A GRANDE CIDADE NA UTI

     Sobre um leito da UTI do planeta Terra, a Grande Cidade agoniza, tenta desesperadamente prolongar os seus dias. Padece de múltiplas enfermidades que afetam todos os seus órgãos.
     Picada pelo mosquito da dengue e vitimada pela leptospirose dos ratos. Apresenta-se debilitada e incapaz de reagir contra os agentes agressores. Os olhos vermelhos – inflamados pela poluição do ar – e um forte zumbido nos ouvidos – causado pelo excesso de decibéis – dificultam a percepção do mundo em sua volta. O seu sistema osteomuscular apresenta-se fraco pela erosão e pelo assoreamento dos rios, levando a deslizamentos, quedas de prédios e soterramentos. Envenenada por agrotóxicos e corantes, bebendo água com coliformes fecais e, muitas vezes, retirando do lixo a sua alimentação, apresenta náuseas, vômitos e diarréia. As favelas, células cancerosas que surgiram em decorrência de sucessivas mutações provenientes da miséria e das desigualdades sociais, multiplicam-se desordenadamente em grande velocidade.
     A insuficiência respiratória causada pela poluição do ar, principalmente pelo dióxido de carbono dos escapamentos dos veículos e das indústrias, agrava mais ainda o quadro clínico da Grande Cidade. A ação tromboembólica dos automóveis ocasiona o colapso do sistema circulatório e ameaça o surgimento do temível enfarte, com engarrafamentos e parada do coração da cidade. A defesa imunológica baixa não é capaz de deter a violência urbana e o tráfico de entorpecentes, que proliferam de forma assustadora. Apresenta ainda amnésia para princípios éticos e para o seu significado histórico e cultural. O estresse crônico e a possibilidade iminente de convulsões sociais são fatores que preocupam e que podem levar ao coma profundo.
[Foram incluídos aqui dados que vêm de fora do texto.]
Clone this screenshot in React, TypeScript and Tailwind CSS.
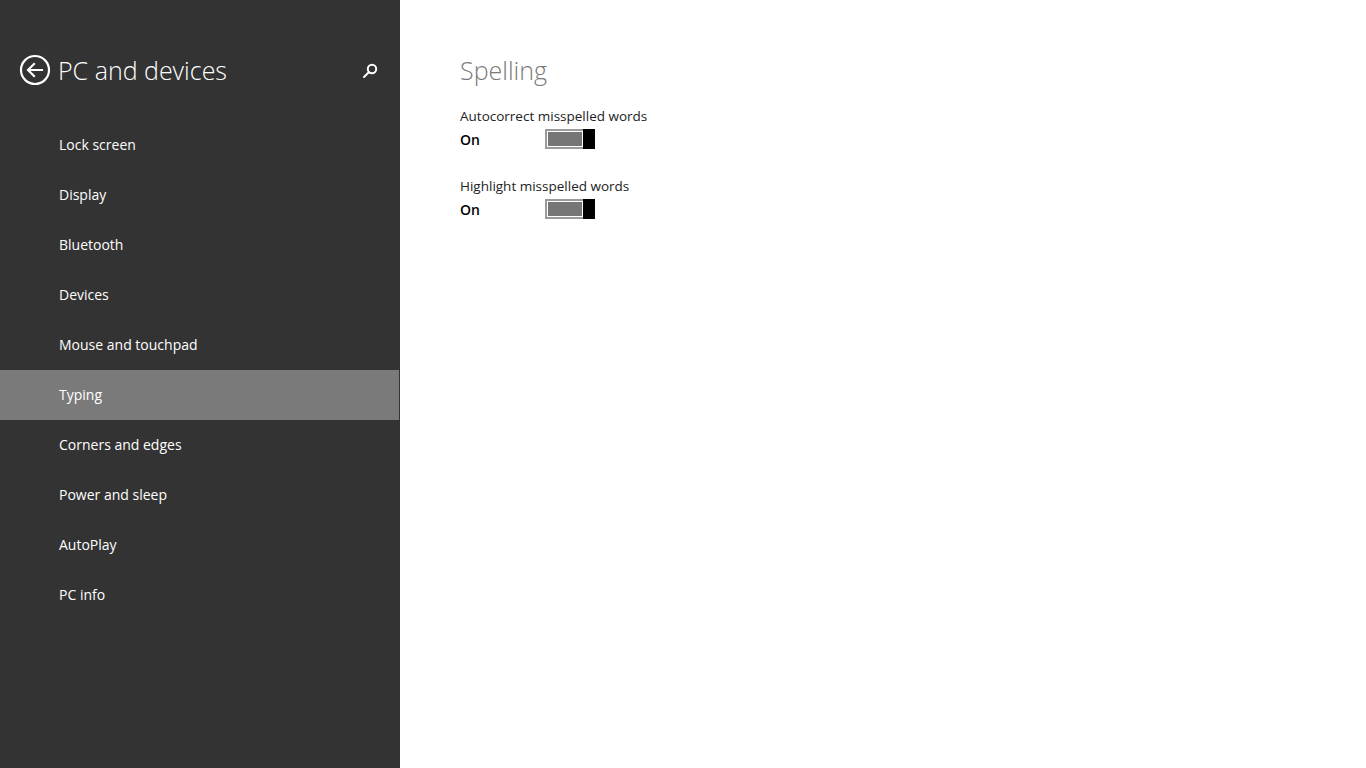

     A recuperação da Grande Cidade é dificultada, em parte, por deficiências da UTI do planeta Terra. Os respiradores encontram-se danificados. Foram comprometidos pela destruição das florestas e pela poluição do ar. Sem a fraternidade entre os povos, que é a sua energia propulsora, o ressuscitador encontra-se impossibilitado de funcionar de forma eficiente. O prognóstico é sombrio. A paciente é rebelde e, além de não cumprir as orientações do seu médico, faz pouco caso dele, chegando a agredi-lo. Apesar de tudo, mesmo cumprindo uma injusta escala de plantão permanente, o médico não a abandona e está sempre instituindo novas medidas terapêuticas. Afinal de contas, somente Ele poderá salvà-la, pois Ele é o Grande Médico do Universo: Deus.